Rubalcaba sonríe contemplando este ensayo del estado de alarma que decretará cuando nos intervengan la economía

Día 06/12/2010
HACE unos pocos días, un amigo oficial, después de pintarme con tintes amargos el proceso orgiástico de destrucción del Ejército, al que Zapatero ha convertido en una burocracia feble y pastueña, sin Dios ni patria ni rey, me resumía así su porvenir:
—Terminarán convirtiéndonos en sonrientes repartidores de condones por los arrabales del atlas.

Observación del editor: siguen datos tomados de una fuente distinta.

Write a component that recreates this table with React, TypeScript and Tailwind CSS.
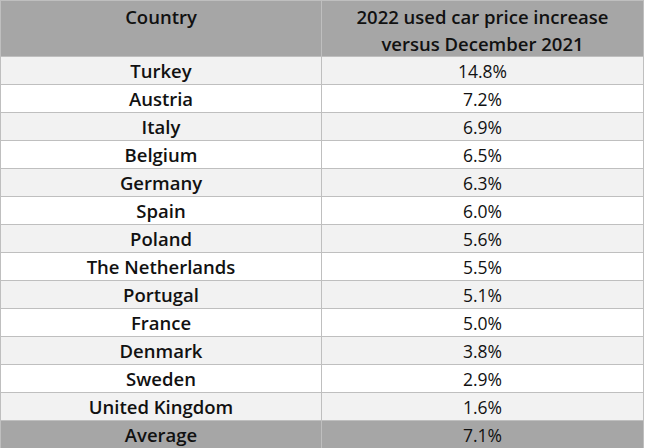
import React from 'react';

const rows = [
  { country: 'Turkey', value: '14.8%' },
  { country: 'Austria', value: '7.2%' },
  { country: 'Italy', value: '6.9%' },
  { country: 'Belgium', value: '6.5%' },
  { country: 'Germany', value: '6.3%' },
  { country: 'Spain', value: '6.0%' },
  { country: 'Poland', value: '5.6%' },
  { country: 'The Netherlands', value: '5.5%' },
  { country: 'Portugal', value: '5.1%' },
  { country: 'France', value: '5.0%' },
  { country: 'Denmark', value: '3.8%' },
  { country: 'Sweden', value: '2.9%' },
  { country: 'United Kingdom', value: '1.6%' },
];

export default function App() {
  return (
    <div className="w-[646px] h-[448px] bg-white text-[#111] overflow-hidden" style={{ fontFamily: '"Open Sans", "Liberation Sans", sans-serif' }}>
      <div className="w-[644px] border-l border-t border-[#bfbfbf]">
        <div className="grid grid-cols-[321px_322px] h-[56px] bg-[#a6a6a6] border-b border-[#bfbfbf] text-[18.5px] font-semibold">
          <div className="border-r border-[#bfbfbf] text-center leading-[27px] pt-[2px]">Country</div>
          <div className="border-r border-[#bfbfbf] text-center leading-[27px] pt-[2px]">
            2022 used car price increase
            <br />
            versus December 2021
          </div>
        </div>
        {rows.map((row, index) => (
          <div
            key={row.country}
            className={`grid grid-cols-[321px_322px] h-[28px] border-b border-[#bfbfbf] ${index % 2 === 0 ? 'bg-[#f2f2f2]' : 'bg-white'}`}
          >
            <div className="border-r border-[#bfbfbf] flex items-center justify-center font-semibold text-[18.5px]">{row.country}</div>
            <div className="border-r border-[#bfbfbf] flex items-center justify-center text-[17.5px]">{row.value}</div>
          </div>
        ))}
        <div className="grid grid-cols-[321px_322px] h-[28px] bg-[#a6a6a6] border-b border-[#bfbfbf]">
          <div className="border-r border-[#bfbfbf] flex items-center justify-center font-semibold text-[18.5px]">Average</div>
          <div className="border-r border-[#bfbfbf] flex items-center justify-center text-[17.5px]">7.1%</div>
        </div>
      </div>
    </div>
  );
}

Y, como si Rubalcaba nos hubiese escuchado desde el puesto vigía de Sitel, se decreta el estado de alarma en España, y vemos a los militares patrullando los aeropuertos, como en aquellas películas de ciencia-ficción casposa de los años cincuenta en las que el ejército americano se movilizaba para detener una invasión de alienígenas cabreados. Llamo a mi amigo oficial, a quien encuentro todavía más soliviantado:
—¿Y por qué sacaban en procesión al ejército en aquellas películas casposas? Pues para que, si al día siguiente había que movilizarlo de veras por alarma nuclear o ataque de los rusos, la gente idiotizada no se pusiese histérica. Lo mismo ha hecho ahora Rubalcaba: por temor a los desórdenes que pueda causar la intervención de nuestra economía en las próximas semanas, ha decretado ahora el estado de alarma. Así, este simulacro le sirve de ensayo general; y, cuando la intervención de nuestra economía sea un hecho, la declaración de estado de alarma será percibida como algo rutinario.

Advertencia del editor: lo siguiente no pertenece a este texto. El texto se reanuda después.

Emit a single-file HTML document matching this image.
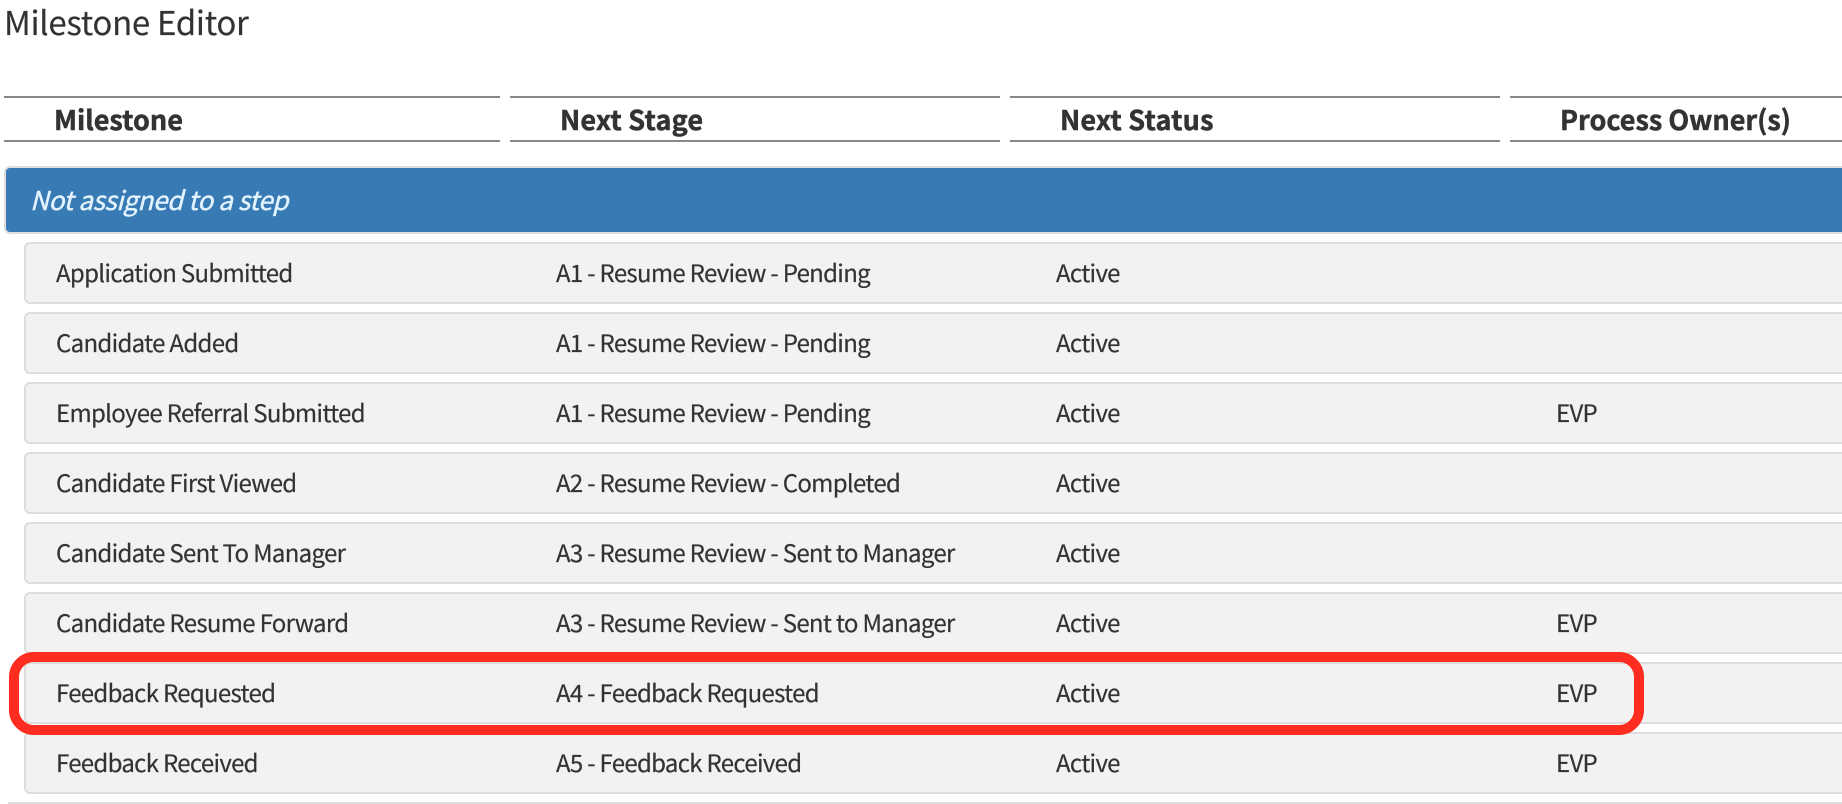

Rubalcaba tal vez no sea el Metternich que los panolis de los servicios de información yanquis se imaginan, pero desde luego es más listo que el hambre, con esa inteligencia tenebrosa y marrullera que es uno de los signos distintivos del genio hispánico, en su versión truhanesca o cucañista. Rubalcaba sabe que el resentimiento atávico de los españoles precisa, después de ser concienzudamente alimentado, de un muñeco de pimpampum al que se pueda hacer responsable de todas las calamidades que nos afligen. En otras épocas de la historia, los gabachos o los jesuitas desempeñaron a la perfección este papel; y en esta época más bajuna o suburbial de la historia tal papel se asigna a colectivos diversos, desde los obispos a los controladores aéreos. Estos últimos son todavía más eficaces como muñecos de pimpampum que los primeros, puesto que ganan un pastizal (o al menos así lo pregona la propaganda, que también nos martillea las meninges con la consigna de que el pastizal lo ganan por culpa de la derecha), ligan con las azafatas de los aviones (que son la fantasía erótica del españolito medio) y tienen en su mano jodernos el puente de la Inmaculada Constitución, que es el desahogo último que le resta a la gente cuando olfatea que, a la vuelta del puente, se va a quedar sin trabajo. Conque Rubalcaba los obliga a trabajar a punta de pistola (como algunos controladores afirman que ha ocurrido) y el resentimiento social se aplaca: dicen que los duelos con pan son menos; y, a falta de pan, buenas son tortas, sobre todo si las tortas se las llevan, manu militari, esos pijos de los controladores aéreos. Así, el parado sin esperanza al que acaban de birlarle la limosnilla de cuatrocientos euros que Zapatero le había prometido puede al menos, en sus tardes sin pan, consolarse pensando que los controladores aéreos no se quedaron sin tortas.
Y Rubalcaba, nuestro Metternich de patio de Monipodio, sonríe, tenebroso y marrullero, contemplando este ensayo general del estado de alarma que decretará cuando nos intervengan la economía, como el pirómano sonríe contemplando el desalojo por simulacro de incendio del edificio al que tal vez mañana prenda fuego.